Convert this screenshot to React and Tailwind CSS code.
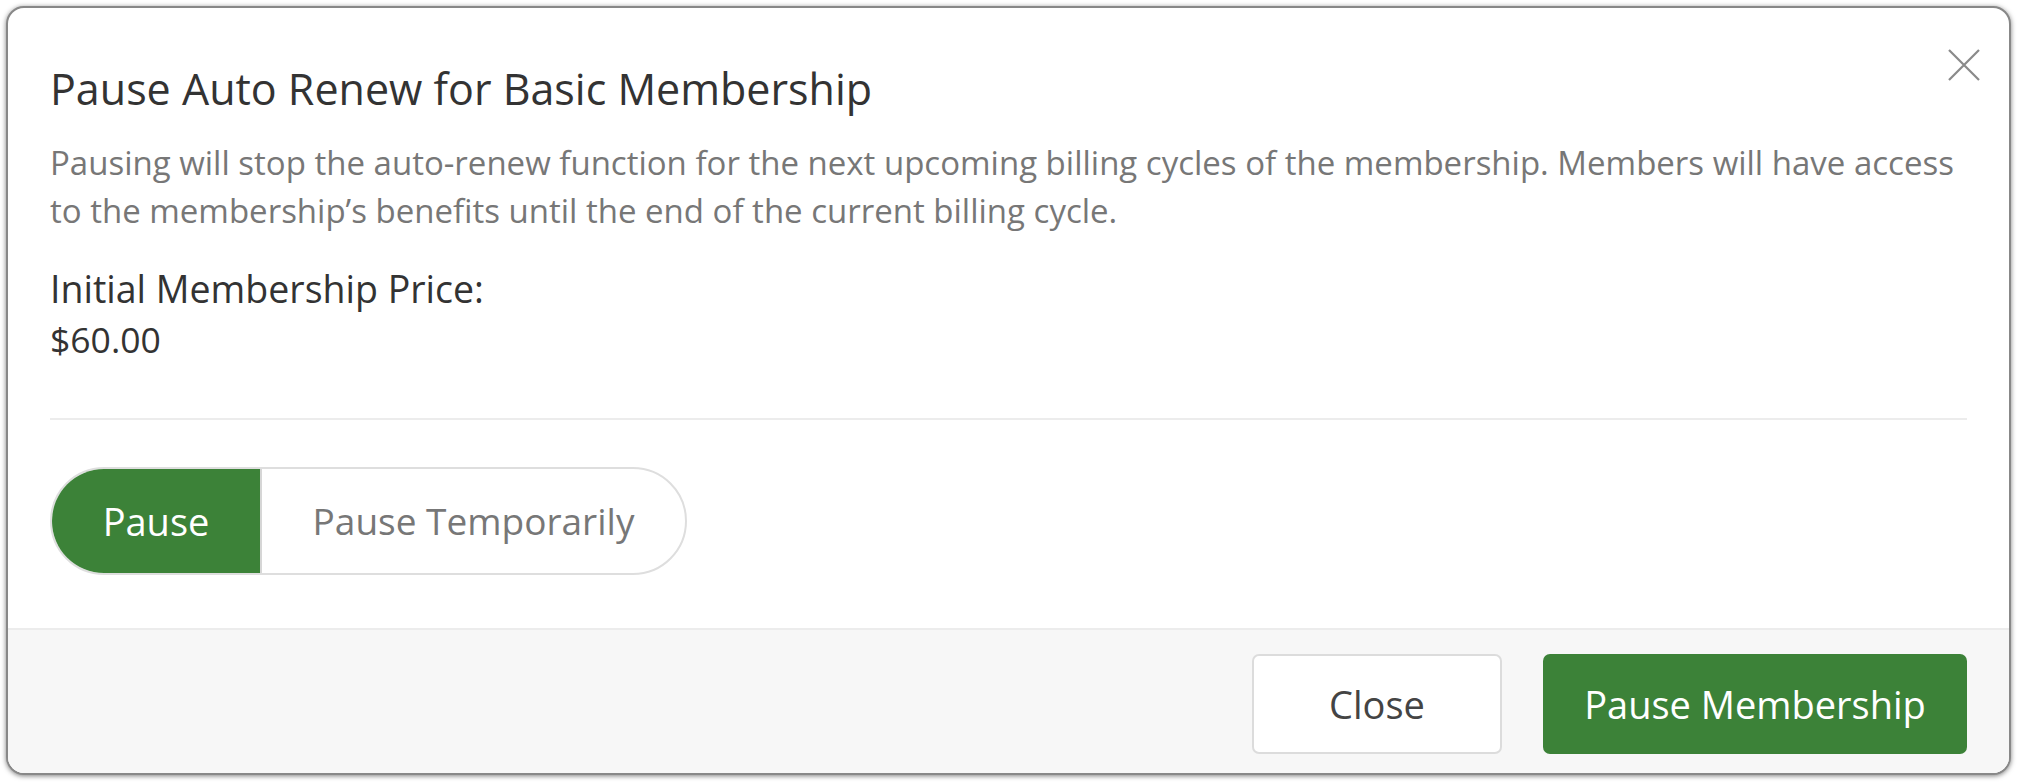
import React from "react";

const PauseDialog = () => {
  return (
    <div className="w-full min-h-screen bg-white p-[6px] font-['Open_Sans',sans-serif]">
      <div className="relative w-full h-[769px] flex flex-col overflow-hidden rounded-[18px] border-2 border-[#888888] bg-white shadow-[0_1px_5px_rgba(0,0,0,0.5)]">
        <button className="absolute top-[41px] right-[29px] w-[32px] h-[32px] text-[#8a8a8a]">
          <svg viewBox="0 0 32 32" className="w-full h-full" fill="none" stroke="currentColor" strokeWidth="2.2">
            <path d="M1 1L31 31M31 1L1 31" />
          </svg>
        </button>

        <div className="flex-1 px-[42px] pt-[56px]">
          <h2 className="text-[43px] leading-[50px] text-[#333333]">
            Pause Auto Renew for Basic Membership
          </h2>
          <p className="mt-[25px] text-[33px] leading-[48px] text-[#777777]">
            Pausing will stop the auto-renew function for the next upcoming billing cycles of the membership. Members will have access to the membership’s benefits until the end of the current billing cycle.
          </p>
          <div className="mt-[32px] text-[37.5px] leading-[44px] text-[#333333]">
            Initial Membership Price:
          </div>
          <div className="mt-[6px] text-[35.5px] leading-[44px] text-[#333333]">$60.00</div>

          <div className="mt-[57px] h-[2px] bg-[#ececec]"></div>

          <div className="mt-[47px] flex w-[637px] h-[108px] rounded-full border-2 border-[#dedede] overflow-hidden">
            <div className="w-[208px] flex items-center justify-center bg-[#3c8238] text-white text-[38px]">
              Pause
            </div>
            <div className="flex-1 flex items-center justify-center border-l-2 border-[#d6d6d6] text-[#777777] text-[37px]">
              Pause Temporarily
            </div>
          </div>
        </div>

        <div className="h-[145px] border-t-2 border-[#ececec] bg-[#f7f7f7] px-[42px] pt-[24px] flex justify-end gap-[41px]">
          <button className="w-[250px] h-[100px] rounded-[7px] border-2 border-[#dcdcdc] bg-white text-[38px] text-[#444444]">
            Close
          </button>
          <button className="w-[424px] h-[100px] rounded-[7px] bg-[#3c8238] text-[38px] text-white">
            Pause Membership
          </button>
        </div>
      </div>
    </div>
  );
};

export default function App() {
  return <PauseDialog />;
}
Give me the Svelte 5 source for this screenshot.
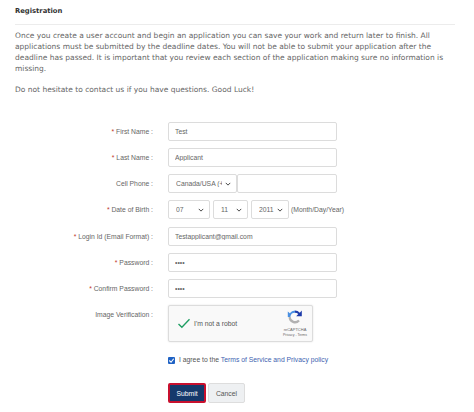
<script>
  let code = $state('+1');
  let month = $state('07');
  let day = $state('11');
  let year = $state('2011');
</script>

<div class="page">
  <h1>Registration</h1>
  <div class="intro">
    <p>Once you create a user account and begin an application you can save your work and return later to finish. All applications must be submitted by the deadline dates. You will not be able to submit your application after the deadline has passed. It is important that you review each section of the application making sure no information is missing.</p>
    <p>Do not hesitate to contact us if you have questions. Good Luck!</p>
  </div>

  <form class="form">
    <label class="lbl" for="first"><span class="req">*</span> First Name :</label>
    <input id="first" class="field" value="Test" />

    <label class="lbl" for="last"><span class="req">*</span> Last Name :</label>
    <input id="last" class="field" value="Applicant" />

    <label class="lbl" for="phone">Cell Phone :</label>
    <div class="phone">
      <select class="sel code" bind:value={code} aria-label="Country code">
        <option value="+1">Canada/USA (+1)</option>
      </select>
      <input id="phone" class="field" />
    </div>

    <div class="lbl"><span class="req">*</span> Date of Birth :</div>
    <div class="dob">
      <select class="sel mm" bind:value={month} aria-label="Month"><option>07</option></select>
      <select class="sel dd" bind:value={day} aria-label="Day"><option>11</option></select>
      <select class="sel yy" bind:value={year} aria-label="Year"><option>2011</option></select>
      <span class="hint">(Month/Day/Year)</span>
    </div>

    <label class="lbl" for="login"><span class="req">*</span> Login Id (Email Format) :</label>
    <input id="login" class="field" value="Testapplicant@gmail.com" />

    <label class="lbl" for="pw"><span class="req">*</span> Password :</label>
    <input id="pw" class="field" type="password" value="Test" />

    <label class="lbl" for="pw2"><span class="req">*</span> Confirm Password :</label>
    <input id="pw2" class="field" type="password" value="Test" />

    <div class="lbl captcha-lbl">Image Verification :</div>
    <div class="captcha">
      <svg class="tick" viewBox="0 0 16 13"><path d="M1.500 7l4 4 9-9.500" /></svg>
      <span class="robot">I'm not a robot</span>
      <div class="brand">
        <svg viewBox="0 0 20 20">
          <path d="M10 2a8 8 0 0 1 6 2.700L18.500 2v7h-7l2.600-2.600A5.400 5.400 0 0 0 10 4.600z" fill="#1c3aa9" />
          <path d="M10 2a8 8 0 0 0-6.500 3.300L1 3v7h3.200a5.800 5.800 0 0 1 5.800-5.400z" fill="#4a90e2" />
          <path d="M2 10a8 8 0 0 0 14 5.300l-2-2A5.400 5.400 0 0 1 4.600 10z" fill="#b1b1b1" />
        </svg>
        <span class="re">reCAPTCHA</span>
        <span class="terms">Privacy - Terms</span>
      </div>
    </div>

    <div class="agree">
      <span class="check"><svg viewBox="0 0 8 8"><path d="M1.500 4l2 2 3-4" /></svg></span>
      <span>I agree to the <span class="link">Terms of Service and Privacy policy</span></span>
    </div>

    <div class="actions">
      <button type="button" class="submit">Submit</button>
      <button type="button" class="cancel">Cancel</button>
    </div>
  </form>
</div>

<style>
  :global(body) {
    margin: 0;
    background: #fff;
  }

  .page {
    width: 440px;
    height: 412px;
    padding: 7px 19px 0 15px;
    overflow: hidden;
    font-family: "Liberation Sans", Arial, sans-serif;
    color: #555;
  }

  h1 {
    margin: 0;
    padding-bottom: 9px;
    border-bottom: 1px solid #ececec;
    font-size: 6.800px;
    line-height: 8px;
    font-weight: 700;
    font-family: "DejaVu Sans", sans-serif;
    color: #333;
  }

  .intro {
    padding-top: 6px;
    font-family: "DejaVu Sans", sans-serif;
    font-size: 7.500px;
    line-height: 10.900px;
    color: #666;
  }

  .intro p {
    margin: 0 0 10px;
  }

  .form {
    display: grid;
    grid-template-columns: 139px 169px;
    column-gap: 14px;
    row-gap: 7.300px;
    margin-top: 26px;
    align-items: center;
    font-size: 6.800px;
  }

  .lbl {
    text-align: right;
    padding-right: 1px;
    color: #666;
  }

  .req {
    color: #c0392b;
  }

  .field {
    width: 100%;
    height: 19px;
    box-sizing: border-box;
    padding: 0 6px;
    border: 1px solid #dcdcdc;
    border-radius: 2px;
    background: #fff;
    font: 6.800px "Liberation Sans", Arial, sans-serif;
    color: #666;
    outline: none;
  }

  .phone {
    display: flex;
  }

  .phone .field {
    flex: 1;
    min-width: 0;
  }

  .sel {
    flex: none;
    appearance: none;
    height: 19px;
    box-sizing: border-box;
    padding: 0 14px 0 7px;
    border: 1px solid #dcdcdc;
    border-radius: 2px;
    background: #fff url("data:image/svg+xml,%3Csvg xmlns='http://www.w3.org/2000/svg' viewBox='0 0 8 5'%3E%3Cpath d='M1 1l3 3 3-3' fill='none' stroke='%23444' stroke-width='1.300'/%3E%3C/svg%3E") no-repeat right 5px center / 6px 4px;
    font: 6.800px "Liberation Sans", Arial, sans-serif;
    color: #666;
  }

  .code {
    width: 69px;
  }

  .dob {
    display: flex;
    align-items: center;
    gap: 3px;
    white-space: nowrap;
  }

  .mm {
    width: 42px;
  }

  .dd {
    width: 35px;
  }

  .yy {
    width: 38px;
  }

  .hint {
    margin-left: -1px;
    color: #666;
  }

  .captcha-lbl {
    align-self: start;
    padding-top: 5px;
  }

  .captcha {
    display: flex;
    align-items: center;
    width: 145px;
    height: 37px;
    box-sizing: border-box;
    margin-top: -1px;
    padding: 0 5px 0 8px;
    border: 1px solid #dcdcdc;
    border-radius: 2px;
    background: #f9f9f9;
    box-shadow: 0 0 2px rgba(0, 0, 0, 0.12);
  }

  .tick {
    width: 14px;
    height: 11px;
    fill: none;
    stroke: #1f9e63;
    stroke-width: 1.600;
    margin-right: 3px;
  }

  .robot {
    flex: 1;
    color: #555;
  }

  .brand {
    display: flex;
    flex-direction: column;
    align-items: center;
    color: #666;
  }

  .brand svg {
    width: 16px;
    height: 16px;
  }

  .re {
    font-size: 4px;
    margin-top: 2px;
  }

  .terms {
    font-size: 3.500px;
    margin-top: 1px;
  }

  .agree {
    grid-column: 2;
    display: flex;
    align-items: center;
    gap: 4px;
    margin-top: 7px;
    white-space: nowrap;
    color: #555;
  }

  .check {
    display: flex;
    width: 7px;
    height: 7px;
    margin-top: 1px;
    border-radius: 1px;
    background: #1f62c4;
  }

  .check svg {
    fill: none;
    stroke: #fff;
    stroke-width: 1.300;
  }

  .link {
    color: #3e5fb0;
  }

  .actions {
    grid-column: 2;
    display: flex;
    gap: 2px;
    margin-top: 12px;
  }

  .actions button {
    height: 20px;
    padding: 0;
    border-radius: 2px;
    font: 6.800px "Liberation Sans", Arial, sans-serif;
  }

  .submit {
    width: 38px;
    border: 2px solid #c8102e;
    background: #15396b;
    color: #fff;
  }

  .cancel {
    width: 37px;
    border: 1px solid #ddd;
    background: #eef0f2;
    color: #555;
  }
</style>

----------------------------------------

Directions: Gather all lines with the string "code" from the data.

Output for this exercise:
Convert this screenshot to React and Tailwind CSS code.
  let code = $state('+1');
      <select class="sel code" bind:value={code} aria-label="Country code">
  .code {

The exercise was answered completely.